A heavy vehicle has a gross vehicle mass (GVM) exceeding: A heavy vehicle has a gross vehicle mass (GVM) exceeding:

  • A. 3000kg

  • B. 3500kg

  • C. 4000kg

  • D. 4500kg

    The correct answer is B
    Correct. A heavy vehicle has a gross vehicle mass of more than 3500kg

What is Gross Vehicle Mass or Gross Vehicle Weight?

Gross vehicle mass is the maximum operating weight of a vehicle as specified by the manufacturer. It doesn't include any trailers - gross combined mass is the term for that.

Included in the GVM are the vehicle plus any fluids (fuel, brake fluid, water, etc), accessories, driver, passenger and any goods you are carrying in the vehicle. Therefore a vehicle will have a dry weight (what it weighs on its own without fluids), a kerb weight (what it weighs on its own with all fluids at recommended levels and the fuel tank full) and a GVM which is the maximum weight it is designed to take. The difference between the dry weight and kerb weight depends on the size of the fluid tanks, especially the fuel tank. 

The gross vehicle mass minus the kerb weight and the weight of any passengers gives you the maximum weight of any cargo you can carry.
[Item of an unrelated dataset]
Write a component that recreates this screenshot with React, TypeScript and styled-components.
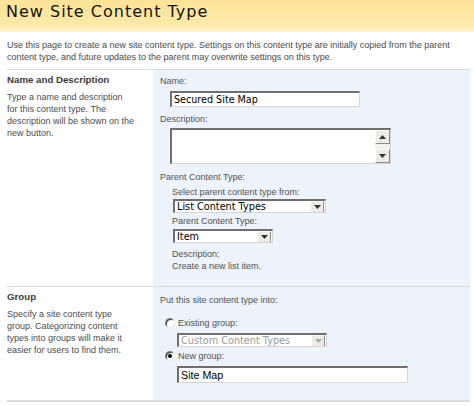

Why should you not exceed the GVM?

Light vehicles by law cannot exceed 3500kg GVM. Heavy vehicles are over 3500kg GVM. 

When a vehicle is produced, its components are created and/or chosen to withstand certain stresses. A heavier vehicle puts more stress through critical components which can cause them to either fail, or cease to be as effective. The main affected components are:

Brakes - the heavier the vehicle, the more braking energy it takes to stop it. A vehicle with insufficient brakes (one that is 'under-braked') will suffer brake fade more quickly and may not be able to stop effectively

Clutch - the strength and size of the clutch help define the ability of a vehicle to transfer the power of the engine into forward motion. If the vehicle is too heavy, especially on steep hills, the clutch could slip which means rather than power getting to the wheels, friction is burning off the clutch plate

Suspension - a vehicle's suspension is designed to leave enough suspension 'travel' (potential absorption left in the spring and damper). A heavier vehicle will compress the springs and dampers making the suspension less effective

Safety cocoon - a vehicle's crash absorption is, in part, designed around its weight so that crash impact energy can be channelled into the most appropriate places rather than through the driver.
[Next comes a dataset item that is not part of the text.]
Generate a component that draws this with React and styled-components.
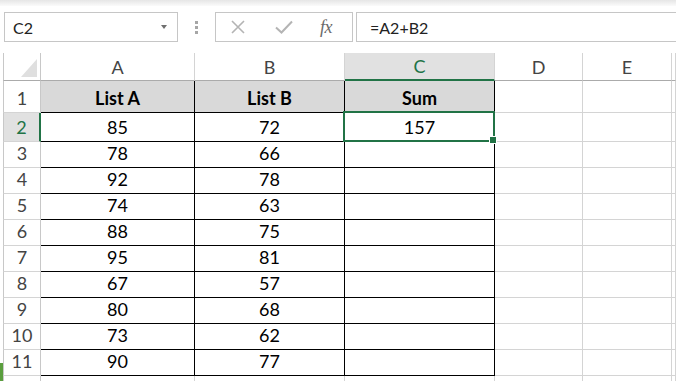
import React from "react";
import styled, { createGlobalStyle } from "styled-components";

const Global = createGlobalStyle`
  html, body { margin: 0; padding: 0; background: #fff; }
  body { font-family: Lato, "Open Sans", sans-serif; }
  * { box-sizing: border-box; }
`;

const Page = styled.div`
  width: 676px;
  height: 381px;
  overflow: hidden;
  position: relative;
  background: #fff;
  display: flex;
  flex-direction: column;
`;

const Shade = styled.div`
  height: 6px;
  background: linear-gradient(#e6e6e6, #fbfbfb);
  flex: none;
`;

const FormulaBar = styled.div`
  display: flex;
  align-items: stretch;
  height: 30px;
  margin: 6px 0 11px 4px;
  flex: none;
`;

const Box = styled.div`
  border: 1px solid #c6c6c6;
  background: #fff;
  display: flex;
  align-items: center;
  color: #222;
  font-size: 16px;
`;

const NameBox = styled(Box)`
  width: 174px;
  padding: 0 8px;
  justify-content: space-between;
`;

const Arrow = styled.span`
  width: 0;
  height: 0;
  border-left: 3.5px solid transparent;
  border-right: 3.5px solid transparent;
  border-top: 4px solid #6f6f6f;
  margin-right: 2px;
`;

const Dots = styled.div`
  width: 37px;
  display: flex;
  flex-direction: column;
  align-items: center;
  justify-content: center;
  gap: 2px;
  & > span { width: 3px; height: 3px; background: #a6a6a6; }
`;

const FxBox = styled(Box)`
  width: 138px;
  padding-left: 14px;
  gap: 0;
`;

const IconSlot = styled.span`
  width: ${(p) => p.$w}px;
  display: flex;
  align-items: center;
`;

const Fx = styled.span`
  font-family: "Liberation Serif", "DejaVu Serif", serif;
  font-style: italic;
  font-size: 18px;
  color: #6a6a6a;
  letter-spacing: -0.5px;
`;

const FormulaBox = styled(Box)`
  flex: 1;
  margin-left: 3px;
  padding-left: 13px;
  border-right: none;
`;

const Sheet = styled.div`
  display: grid;
  margin-left: 3px;
  grid-template-columns: 38px 154px 150px 150px 88px 89px 1fr;
  grid-template-rows: 28px 32px 29px repeat(9, 26px) 1fr;
  flex: 1;
  font-size: 18px;
  line-height: 18px;
`;

const HeadCell = styled.div`
  display: flex;
  justify-content: center;
  align-items: flex-end;
  padding-bottom: 4px;
  color: ${(p) => (p.$sel ? "#217346" : "#444")};
  background: ${(p) => (p.$sel ? "#e1e1e1" : "#fff")};
  border-right: 1px solid #d4d4d4;
  border-bottom: ${(p) => (p.$sel ? "2px solid #217346" : "1px solid #ababab")};
`;

const Corner = styled.div`
  position: relative;
  border-left: 1px solid #c8c8c8;
  border-right: 1px solid #c8c8c8;
  border-bottom: 1px solid #ababab;
  &::after {
    content: "";
    position: absolute;
    right: 3px;
    bottom: 3px;
    width: 0;
    height: 0;
    border-left: 16px solid transparent;
    border-bottom: 18px solid #dfdfdf;
  }
`;

const RowHead = styled.div`
  display: flex;
  justify-content: center;
  align-items: flex-end;
  padding-bottom: 5px;
  color: ${(p) => (p.$sel ? "#217346" : "#444")};
  background: ${(p) => (p.$sel ? "#e1e1e1" : "#fff")};
  border-left: 1px solid #c8c8c8;
  border-right: ${(p) => (p.$sel ? "2px solid #217346" : "1px solid #c8c8c8")};
  border-bottom: 1px solid #d4d4d4;
`;

const Cell = styled.div`
  position: relative;
  display: flex;
  justify-content: center;
  align-items: flex-end;
  padding-bottom: 5px;
  color: #000;
  font-weight: ${(p) => (p.$bold ? 700 : 400)};
  background: ${(p) => (p.$fill ? "#d9d9d9" : "#fff")};
  border-right: 1px solid ${(p) => (p.$table ? "#000" : "#d4d4d4")};
  border-bottom: 1px solid ${(p) => (p.$table ? "#000" : "#d4d4d4")};
  z-index: ${(p) => (p.$active ? 2 : "auto")};
`;

const Selection = styled.div`
  position: absolute;
  left: -2px;
  top: -2px;
  right: -1px;
  bottom: -1px;
  border: 2px solid #217346;
  pointer-events: none;
  &::after {
    content: "";
    position: absolute;
    right: -4px;
    bottom: -4px;
    width: 6px;
    height: 6px;
    background: #217346;
    border: 1px solid #fff;
  }
`;

const SideTab = styled.div`
  position: absolute;
  left: 0;
  bottom: 0;
  width: 3px;
  height: 18px;
  background: #5a9e3e;
`;

const XIcon = () => (
  <svg width="16" height="14" viewBox="0 0 16 14">
    <path d="M2 1 L14 13 M14 1 L2 13" stroke="#b4b4b4" strokeWidth="1.6" fill="none" />
  </svg>
);

const CheckIcon = () => (
  <svg width="18" height="14" viewBox="0 0 18 14">
    <path d="M1 7.5 L6.5 12.5 L17 1.5" stroke="#b4b4b4" strokeWidth="2" fill="none" />
  </svg>
);

const listA = [85, 78, 92, 74, 88, 95, 67, 80, 73, 90];
const listB = [72, 66, 78, 63, 75, 81, 57, 68, 62, 77];
const cols = ["A", "B", "C", "D", "E", ""];

export default function App() {
  const rows = [];
  rows.push(["List A", "List B", "Sum"]);
  listA.forEach((a, i) => rows.push([a, listB[i], i === 0 ? 157 : ""]));

  return (
    <Page>
      <Global />
      <Shade />
      <FormulaBar>
        <NameBox>
          <span>C2</span>
          <Arrow />
        </NameBox>
        <Dots>
          <span />
          <span />
          <span />
        </Dots>
        <FxBox>
          <IconSlot $w={45}><XIcon /></IconSlot>
          <IconSlot $w={45}><CheckIcon /></IconSlot>
          <Fx>fx</Fx>
        </FxBox>
        <FormulaBox>=A2+B2</FormulaBox>
      </FormulaBar>
      <Sheet>
        <Corner />
        {cols.map((c, i) => (
          <HeadCell key={"h" + i} $sel={c === "C"}>{c}</HeadCell>
        ))}
        {rows.map((r, ri) => {
          const active = (ci) => ri === 1 && ci === 2;
          return (
            <React.Fragment key={"r" + ri}>
              <RowHead $sel={ri === 1}>{ri + 1}</RowHead>
              {r.map((v, ci) => (
                <Cell key={ci} $table $bold={ri === 0} $fill={ri === 0} $active={active(ci)}>
                  {v}
                  {active(ci) && <Selection />}
                </Cell>
              ))}
              <Cell />
              <Cell />
              <Cell />
            </React.Fragment>
          );
        })}
        <RowHead />
        {cols.map((c, i) => (
          <Cell key={"l" + i} />
        ))}
      </Sheet>
      <SideTab />
    </Page>
  );
}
Tyres - car tyres are only manufactured to withstand certain strains and stresses through them. The forces through components like tyres is magnified exponentially as weight increases.

Additionally, road wear can be increased as heavy vehicles are often designed with road-friendly suspension and appropriate tyres to help minimise the effect of the weight of the load on the road. Exceeding these recommendations can accelerate damage to road surfaces.